I suspect that we, makers and eaters of the new media, understand this only because we tend to approach publishing technology with a consumer mindset. It's always been that convenient for us: low overheads and few obligations. We can rig it all together ourselves. We can change our minds, switching technological ecosystems whenever it suits us. And we often revel in the culture of innovation that embraces this attitude. Traditional publishers don't. They have a simple question–how do we "Command-P print to iPad"?–and this is the answer, from a vendor they may already be wedded to. The big question on many minds will not be "How can we afford this?" It will be "Is it cheaper than the one for Quark?" or, God save their sorry asses, "How do we get Baseview to hook up to this?"

So I don't think Adobe's pitching here to small websites or creative professionals, but for big print publishers who remain profoundly disinterested in how cheaply they could do things by stepping out of the discomfort zone. Newspapers, even wee ones, don't believe in everyday, inexpensive DIY solutions and the risk that comes with them; they pursue service contracts, foolproof support, and an unyielding faith in the value of long-term technological commitments. They're used to them: a big offset press costs millions of dollars to replace, a decision one may live and work with for an entire career.

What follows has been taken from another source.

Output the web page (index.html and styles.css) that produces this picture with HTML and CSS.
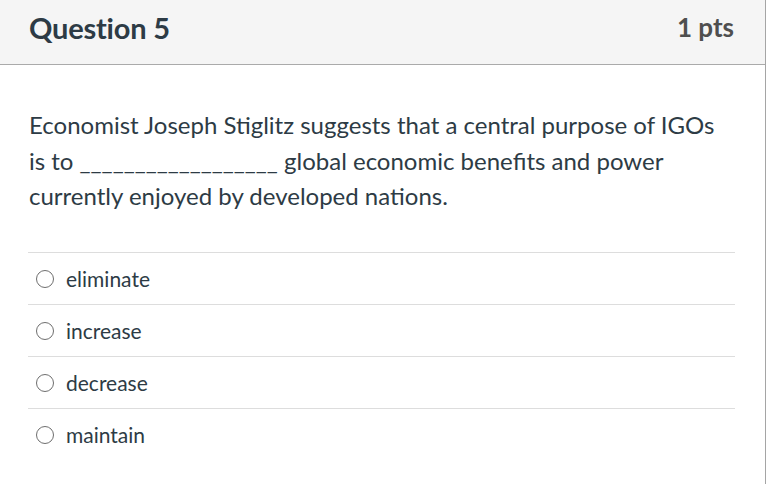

I can offer an illustration from experience. When I was a cub reporter, our newsroom database software was a proprietary monster running on Mac OS Classic. The database software alone cost tens of thousands of dollars. This state of affairs is completely normal in the newspaper business. When Apple released OSX, it took the vendor years to upgrade this database, leaving us to run Classic servers well past their sell-by date. And when the upgrade finally came to market, the price tag was another giant sum.

Looking under the hood, I saw that the 'upgraded' version of their database was in fact MySQL. Just like the MySQL that comes free with OSX! In essence, the huge cost was for whatever scripts they'd use to transfer over the data, and the associated support. To me, the representation of MySQL as its own product was kind of shady, but to a newspaper, that's how they like to do business. They're paying for the turnkey solution. Their religion was built on the need for completely dependable machines that cost unbelievable amounts of money. It's a part of why they've become poster children for institutional resistance to necessary change, even in the face of death.

With its Digital Editions Suite pricing scheme, Adobe fails the sniff test with consumers and smart modern publishers, but it won't care. The New York Times recently spent hundreds of millions of dollars on a fancy new skyscraper. Smaller newspapers still spend hundreds of thousands of dollars a year paying for presses they bought in the 20th century. These are Adobe's ideal customers.